We obtained from the 154 PRAX1 subjects genome wide platelet mRNA expression profiles and 4.3 million genotypes.  Using this expression and genotype data, we were able to perform an expression Quantitative Trait Locus (eQTL) analysis to identify single nucleotide polymorphisms associated with the expression level of genes located within 50kb of the variant.  This analysis revealed 16 highly linked SNPs associated with PCTP levels at genome-wide significance (P < 10^-6).

eQTL SNPs can influence gene expression through a variety of mechanisms: (1) Altering the core promoter; (2) Altering the binding site of transcriptional regulators such as a transcription factors (TFs); (3) Altering RNA stability signals such as miRNA binding sites.  Because none of the PCTP eQTL SNPs fall within the annotated core promoter, we reasoned the causative SNPs would fall within predicted transcription factor binding sites or miRNA target sites.  To prioritize the 16 candidate SNPs for functional testing, we annotated each one according to the following criteria: (1) The SNP fell within a predicted binding site for a platelet-expressed TF or miRNA; (2) ChIP-Seq data from megakaryocytes, CD34⁺ hematopoietic stem cells or K562 erythroleukemia cells indicated TF binding in the region of the SNP; (3) The SNP falls in a regulatory region as indicated by epigenetic marks or DNAse hypersensitivity; (4) The allele frequency of the SNP is racially dimorphic, corresponding with PCTP expression.

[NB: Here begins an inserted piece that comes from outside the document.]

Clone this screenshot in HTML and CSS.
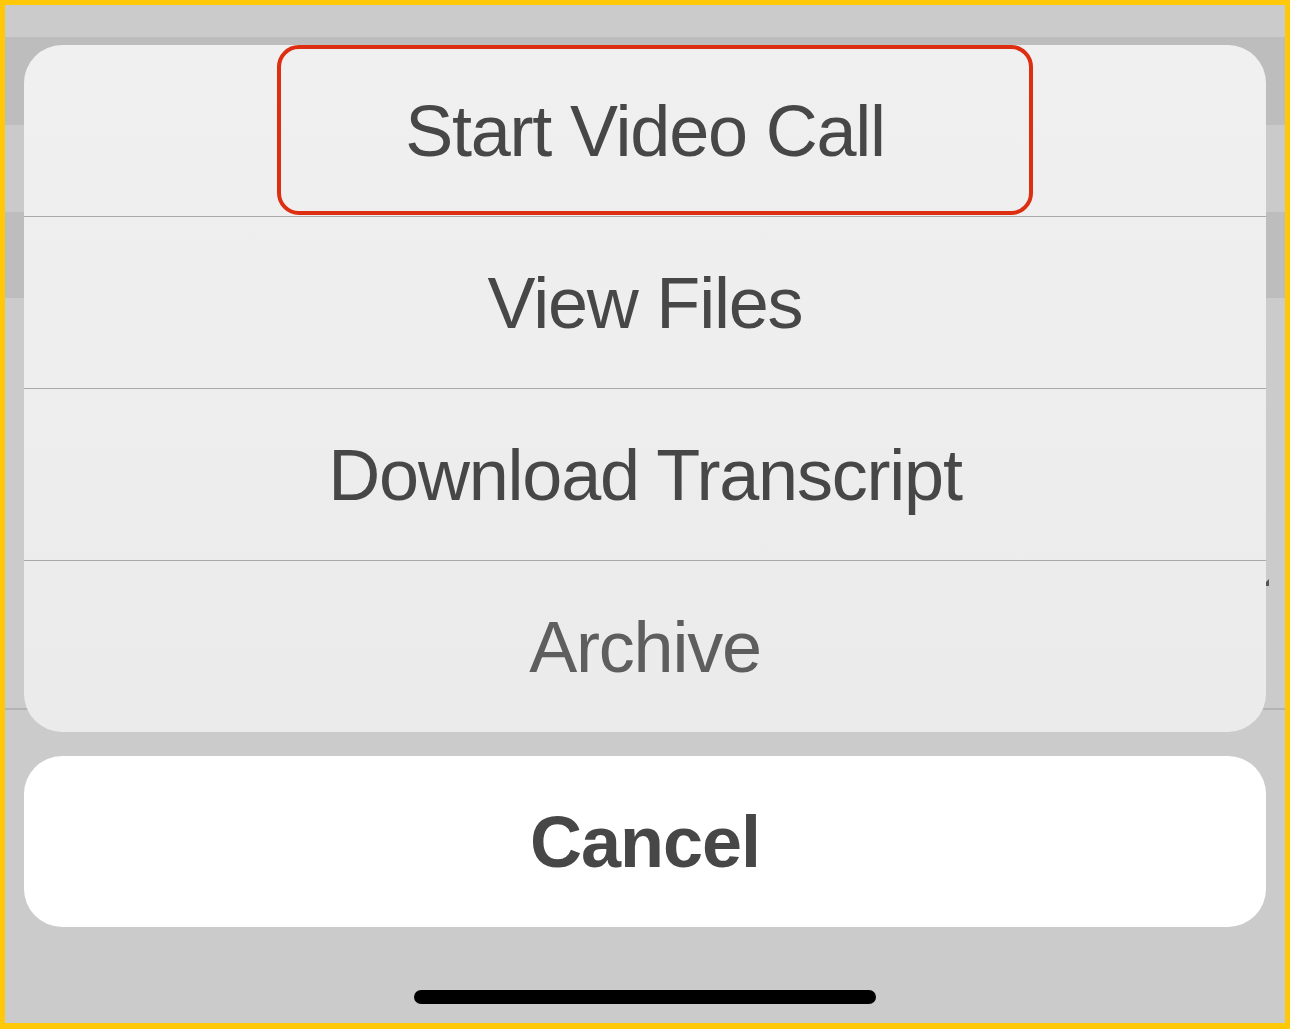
FILE: index.html
```html
<!DOCTYPE html>
<html lang="en">

<head>
    <meta charset="UTF-8">
    <meta name="viewport" content="width=device-width, initial-scale=1.0">
    <title>Action sheet</title>
    <link rel="stylesheet" href="styles.css">
</head>

<body>
    <div class="screen">
        <span class="peek-arrow"></span>

        <div class="action-sheet">
            <div class="action-item">Start Video Call</div>
            <div class="action-item">View Files</div>
            <div class="action-item">Download Transcript</div>
            <div class="action-item muted">Archive</div>
            <div class="highlight-box"></div>
        </div>

        <div class="cancel-btn">Cancel</div>

        <div class="home-bar"></div>
    </div>
</body>

</html>
```

FILE: styles.css
```css
* {
    margin: 0;
    padding: 0;
    box-sizing: border-box;
}

body {
    font-family: 'Liberation Sans', Arial, sans-serif;
    background: #ffc90a;
}

.screen {
    width: 1290px;
    height: 1029px;
    border: 5px solid #ffc90a;
    border-bottom-width: 6px;
    position: relative;
    display: flex;
    flex-direction: column;
    align-items: center;
    background: linear-gradient(to bottom,
            #cbcbcb 0px, #cbcbcb 32px,
            #bdbdbd 32px, #bdbdbd 120px,
            #cacaca 120px, #cacaca 207px,
            #bdbdbd 207px, #bdbdbd 293px,
            #cbcbcb 293px, #cbcbcb 703px,
            #b3b3b3 703px, #b3b3b3 705px,
            #cbcbcb 705px);
}

.peek-arrow {
    position: absolute;
    left: 1257px;
    top: 574px;
    width: 0;
    height: 0;
    border-left: 7px solid transparent;
    border-bottom: 7px solid #555;
}

.action-sheet {
    position: relative;
    width: 1242px;
    margin-top: 40px;
    background: linear-gradient(to bottom, #f0f0f0, #ebebeb);
    border-radius: 38px;
    overflow: hidden;
}

.action-item {
    height: 171px;
    display: flex;
    justify-content: center;
    align-items: center;
    font-size: 72px;
    letter-spacing: -1.2px;
    color: #474747;
}

.action-item + .action-item {
    height: 172px;
    border-top: 1px solid #a9a9a9;
}

.action-item.muted {
    color: #5e5e5e;
}

.highlight-box {
    position: absolute;
    left: 253px;
    top: 0;
    width: 756px;
    height: 170px;
    border: 4px solid #de2e12;
    border-radius: 22px;
}

.cancel-btn {
    width: 1242px;
    height: 171px;
    margin-top: 24px;
    background: #fff;
    border-radius: 38px;
    display: flex;
    justify-content: center;
    align-items: center;
    font-size: 72px;
    font-weight: bold;
    letter-spacing: -1px;
    color: #474747;
}

.home-bar {
    width: 462px;
    height: 14px;
    margin-top: 63px;
    background: #000;
    border-radius: 7px;
}
```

Using these criteria, we investigated rs2912553, a racially dimorphic SNP located in the first intron of PCTP.   rs2912553 falls within a DNAse hypersensitive genomic locus that contains Lys4 monomethylated histone H3, a marker of enhancers.  Cloning different sized fragments of this region 5’ to a luciferase expression cassette replicated the observed PCTP expression pattern, with the vectors containing the allele most common in black subjects generating 2-8 fold higher luciferase expression than vectors containing the common allele in whites.  In agreement with these results electromobility shift assays indicate that protein complexes have a threefold higher affinity for the common allele in blacks as compared to the common allele in whites (P=0.02), and that these complexes can be interrupted with an anti-GATA1 antibody.  Concordantly, siRNA knockdown of GATA1 expression reduced luciferase activity in both alleles.  Together, these data indicate that the racially dimorphic SNP, rs2912553, causes differential recruitment of a GATA-1 containing transcriptional complex that is responsible for higher PCTP expression in blacks.  This suggests the hypothesis that these genetic variances contribute to the dissimilar thrombotic risk between blacks and whites.  Future studies should address the utility of rs2912553 as a biomarker for diseases or drug effects that differ by race.